Predictably, I’ve also variously had to offer up similar apologies to some of my readers who were misled by my reference, such as David.

There’s far too little linguistics on this blog, so in an attempt to rectify this:

Late last week on the bus I was having a conversation with a friend that, after a while, broke off on a tangent about the Roman Empire’s acronym SPQR.

It’s the sort of thing that young Roman men have tattooed on their arms, as if they were imperial Roman Gladiators, or Russell Crowe or something. Mussolini was similarly patriotic about it, as is my understanding, and put it on government buildings and manhole covers across the city.

My friend and I ended up discussing exactly what it meant, and as my friend is of that generation of people who were taught Latin all through high school, I was quite happy to accept that I was utterly wrong.

I had always heard the English gloss as The Senate and the People of Rome, and I thought the original Latin was Senatus Populusque Roma. Apart from that, I knew in the back of my mind that there was something funky going on with that clitic -que.

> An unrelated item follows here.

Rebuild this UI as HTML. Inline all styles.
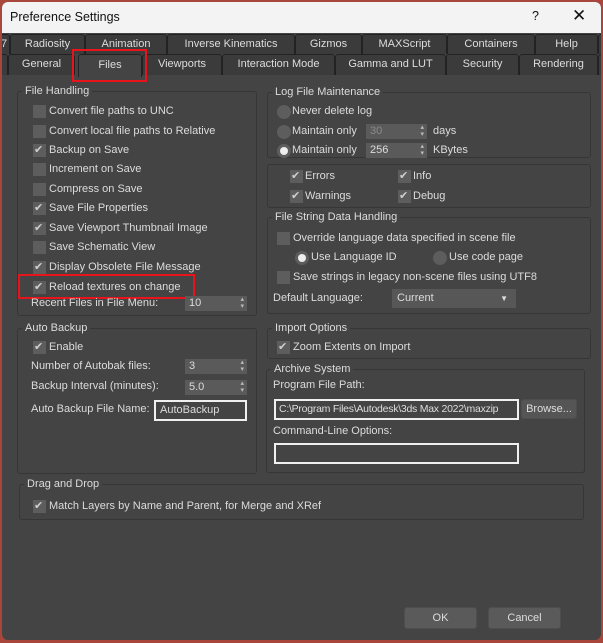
<!DOCTYPE html>
<html><head><style>
*{box-sizing:border-box;margin:0;padding:0}
body{width:603px;height:643px;background:#a8463c;position:relative;overflow:hidden;font-family:"Liberation Sans",sans-serif;font-size:11px;color:#dcdcdc}
.win{position:absolute;left:2px;top:2px;width:599px;height:638px;background:#444;border-radius:6px;overflow:hidden}
.title{position:absolute;left:0;top:0;width:599px;height:31px;background:#f3f3f3;color:#111;font-size:12.5px}
.a{position:absolute;white-space:nowrap}
.tab{position:absolute;background:#3b3b3b;border:1px solid #222;border-bottom:none;text-align:center;line-height:19px;color:#ddd;border-radius:3px 3px 0 0}
.grp{position:absolute;border:1px solid #363636;border-radius:3px}
.lg{position:absolute;background:#444;padding:0 3px;top:-8px;left:4px;white-space:nowrap;line-height:14px}
.cb{position:absolute;width:13px;height:13px;background:#5d5d5d}
.cb.c::after{content:"\2714";position:absolute;left:1px;top:-1px;font-size:11px;color:#cfcfcf}
.rb{position:absolute;width:14px;height:14px;border-radius:50%;background:#5d5d5d}
.rb.c::after{content:"";position:absolute;left:3px;top:3px;width:8px;height:8px;border-radius:50%;background:#eee}
.sp{position:absolute;height:15px;background:#5a5a5a;padding-left:4px;line-height:15px}
.sp::after{content:"\25B4\A\25BE";white-space:pre;position:absolute;right:3px;top:0;font-size:7px;line-height:7px;color:#bbb}
.dd{position:absolute;background:#575757;padding-left:5px}
.tb{position:absolute;border:2px solid #f0f0f0;background:#444;padding-left:4px;line-height:16px}
.btn{position:absolute;background:#5a5a5a;border:1px solid #4e4e4e;border-radius:3px;text-align:center;color:#ddd}
</style></head><body>
<div class="win">
<div class="title"><span class="a" style="left:8px;top:8px">Preference Settings</span><span class="a" style="left:530px;top:7px">?</span><span class="a" style="left:570px;top:4px;font-size:17px">✕</span></div>
<div class="tab" style="left:-4px;top:32px;width:12px;height:20px">7</div>
<div class="tab" style="left:8px;top:32px;width:75px;height:20px">Radiosity</div>
<div class="tab" style="left:83px;top:32px;width:82px;height:20px">Animation</div>
<div class="tab" style="left:165px;top:32px;width:128px;height:20px">Inverse Kinematics</div>
<div class="tab" style="left:293px;top:32px;width:67px;height:20px">Gizmos</div>
<div class="tab" style="left:360px;top:32px;width:85px;height:20px">MAXScript</div>
<div class="tab" style="left:445px;top:32px;width:88px;height:20px">Containers</div>
<div class="tab" style="left:533px;top:32px;width:63px;height:20px">Help</div>
<div class="tab" style="left:596px;top:32px;width:10px;height:20px"></div>
<div class="tab" style="left:-4px;top:52px;width:10px;height:21px"></div>
<div class="tab" style="left:6px;top:52px;width:67px;height:21px">General</div>
<div class="tab" style="left:140px;top:52px;width:80px;height:21px">Viewports</div>
<div class="tab" style="left:220px;top:52px;width:113px;height:21px">Interaction Mode</div>
<div class="tab" style="left:333px;top:52px;width:111px;height:21px">Gamma and LUT</div>
<div class="tab" style="left:444px;top:52px;width:73px;height:21px">Security</div>
<div class="tab" style="left:517px;top:52px;width:79px;height:21px">Rendering</div>
<div class="tab" style="left:596px;top:52px;width:10px;height:21px"></div>
<div class="tab" style="left:76px;top:52px;width:64px;height:23px;background:#444;line-height:20px">Files</div>
<div class="a" style="left:70px;top:47px;width:75px;height:33px;border:2px solid #e8141c"></div>

<div class="grp" style="left:15px;top:89px;width:240px;height:225px"><span class="lg">File Handling</span></div>
<div class="cb" style="left:31px;top:103px"></div><span class="a" style="left:47px;top:103px">Convert file paths to UNC</span>
<div class="cb" style="left:31px;top:123px"></div><span class="a" style="left:47px;top:123px">Convert local file paths to Relative</span>
<div class="cb c" style="left:31px;top:142px"></div><span class="a" style="left:47px;top:142px">Backup on Save</span>
<div class="cb" style="left:31px;top:161px"></div><span class="a" style="left:47px;top:161px">Increment on Save</span>
<div class="cb" style="left:31px;top:181px"></div><span class="a" style="left:47px;top:181px">Compress on Save</span>
<div class="cb c" style="left:31px;top:200px"></div><span class="a" style="left:47px;top:200px">Save File Properties</span>
<div class="cb c" style="left:31px;top:220px"></div><span class="a" style="left:47px;top:220px">Save Viewport Thumbnail Image</span>
<div class="cb" style="left:31px;top:239px"></div><span class="a" style="left:47px;top:239px">Save Schematic View</span>
<div class="cb c" style="left:31px;top:259px"></div><span class="a" style="left:47px;top:259px">Display Obsolete File Message</span>
<div class="cb c" style="left:31px;top:279px"></div><span class="a" style="left:47px;top:279px">Reload textures on change</span>
<div class="a" style="left:16px;top:272px;width:177px;height:25px;border:2px solid #e8141c"></div>
<span class="a" style="left:29px;top:295px">Recent Files in File Menu:</span><div class="sp" style="left:183px;top:294px;width:62px">10</div>

<div class="grp" style="left:15px;top:326px;width:240px;height:146px"><span class="lg">Auto Backup</span></div>
<div class="cb c" style="left:31px;top:339px"></div><span class="a" style="left:47px;top:339px">Enable</span>
<span class="a" style="left:29px;top:358px">Number of Autobak files:</span><div class="sp" style="left:183px;top:357px;width:62px">3</div>
<span class="a" style="left:29px;top:378px">Backup Interval (minutes):</span><div class="sp" style="left:183px;top:378px;width:62px">5.0</div>
<span class="a" style="left:29px;top:401px">Auto Backup File Name:</span><div class="tb" style="left:152px;top:398px;width:93px;height:21px">AutoBackup</div>

<div class="grp" style="left:265px;top:90px;width:324px;height:66px"><span class="lg">Log File Maintenance</span></div>
<div class="rb" style="left:275px;top:103px"></div><span class="a" style="left:290px;top:103px">Never delete log</span>
<div class="rb" style="left:275px;top:123px"></div><span class="a" style="left:290px;top:123px">Maintain only</span><div class="sp" style="left:364px;top:122px;width:61px;color:#8a8a8a">30</div><span class="a" style="left:431px;top:123px">days</span>
<div class="rb c" style="left:275px;top:142px"></div><span class="a" style="left:290px;top:142px">Maintain only</span><div class="sp" style="left:364px;top:141px;width:61px">256</div><span class="a" style="left:431px;top:142px">KBytes</span>
<div class="grp" style="left:265px;top:162px;width:324px;height:44px"></div>
<div class="cb c" style="left:288px;top:168px"></div><span class="a" style="left:303px;top:168px">Errors</span>
<div class="cb c" style="left:396px;top:168px"></div><span class="a" style="left:411px;top:168px">Info</span>
<div class="cb c" style="left:288px;top:188px"></div><span class="a" style="left:303px;top:188px">Warnings</span>
<div class="cb c" style="left:396px;top:188px"></div><span class="a" style="left:411px;top:188px">Debug</span>

<div class="grp" style="left:265px;top:215px;width:324px;height:97px"><span class="lg">File String Data Handling</span></div>
<div class="cb" style="left:275px;top:230px"></div><span class="a" style="left:291px;top:230px">Override language data specified in scene file</span>
<div class="rb c" style="left:293px;top:249px"></div><span class="a" style="left:309px;top:249px">Use Language ID</span>
<div class="rb" style="left:431px;top:249px"></div><span class="a" style="left:447px;top:249px">Use code page</span>
<div class="cb" style="left:275px;top:269px"></div><span class="a" style="left:291px;top:269px">Save strings in legacy non-scene files using UTF8</span>
<span class="a" style="left:271px;top:290px">Default Language:</span>
<div class="dd" style="left:390px;top:287px;width:124px;height:19px;line-height:19px">Current<span class="a" style="right:8px;top:0;font-size:8px">▼</span></div>

<div class="grp" style="left:265px;top:326px;width:324px;height:31px"><span class="lg">Import Options</span></div>
<div class="cb c" style="left:275px;top:339px"></div><span class="a" style="left:291px;top:339px">Zoom Extents on Import</span>

<div class="grp" style="left:264px;top:367px;width:319px;height:104px"><span class="lg">Archive System</span></div>
<span class="a" style="left:271px;top:377px">Program File Path:</span>
<div class="tb" style="left:272px;top:397px;width:245px;height:21px;overflow:hidden;white-space:nowrap;font-size:10.5px;letter-spacing:-0.25px;padding-left:3px">C:\Program Files\Autodesk\3ds Max 2022\maxzip</div>
<div class="btn" style="left:519px;top:397px;width:56px;height:20px;line-height:18px;background:#555">Browse...</div>
<span class="a" style="left:271px;top:423px">Command-Line Options:</span>
<div class="tb" style="left:272px;top:441px;width:245px;height:21px"></div>

<div class="grp" style="left:17px;top:482px;width:565px;height:36px"><span class="lg">Drag and Drop</span></div>
<div class="cb c" style="left:31px;top:498px"></div><span class="a" style="left:47px;top:498px">Match Layers by Name and Parent, for Merge and XRef</span>

<div class="btn" style="left:402px;top:605px;width:73px;height:22px;line-height:20px">OK</div>
<div class="btn" style="left:486px;top:605px;width:73px;height:22px;line-height:20px">Cancel</div>
</div>
</body></html>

From these facts I more or less subconsciously concluded that it would parse as:

    [Senatus Populus]-que Roma
    [The Senate and the People] of Rome

which would very easily lend itself to the analysis (from someone who never did any Latin, if I might defend myself here) that the clitic -que was a genitive/possessive morpheme and was bound on the possessed entity, which in this case would have been the entire conjunctive noun phrase the Senate and the People.

However, I was wrong in my basic knowledge of the phrase. I learned that it was actually Senatus Populusque Romanus, and not merely Roma. So clearly then, the three noun roots, senat-, popul- and Roman- all take the same declension -us, meaning that they would be in the same noun phrase, or at least have the same semantic role, in which case a genitive construction would be unlikely.

My friend also told me that the clitic -que was not a possessive morpheme, but a conjunction ‘and’. It could then easily parse as a flat structure, a list of entities, The Senate, the People, and Rome, but this wouldn’t be congruous with the common translation into English, The Senate and the People of Rome.

Defeated, I looked up Wikipedia in the hope that it would have a morpheme-by-morpheme gloss and, while there was no such gloss to be found, there was another piece of the puzzle, an alternative translation. This time it was glossed as The Senate and the Roman People.

If this gloss is more accurate, then Roman People is one half of a conjunction, and The Senate is the other half. If that‘s the case, then why on Earth would the conjunctive -que (which I don’t even know whether to call a clitic anymore) be embedded inside the phrase Populus Romanus, since presumably it conjoins it with Senatus, rather than conjoining Populus with Romanus.

So at the end of the day, I’m not yet entirely sure how SPQR should be analysed, or even how it is best translated, but I’m sure some of my erudite and knowledgeable readers have studied Latin in their time and could shed some light on this…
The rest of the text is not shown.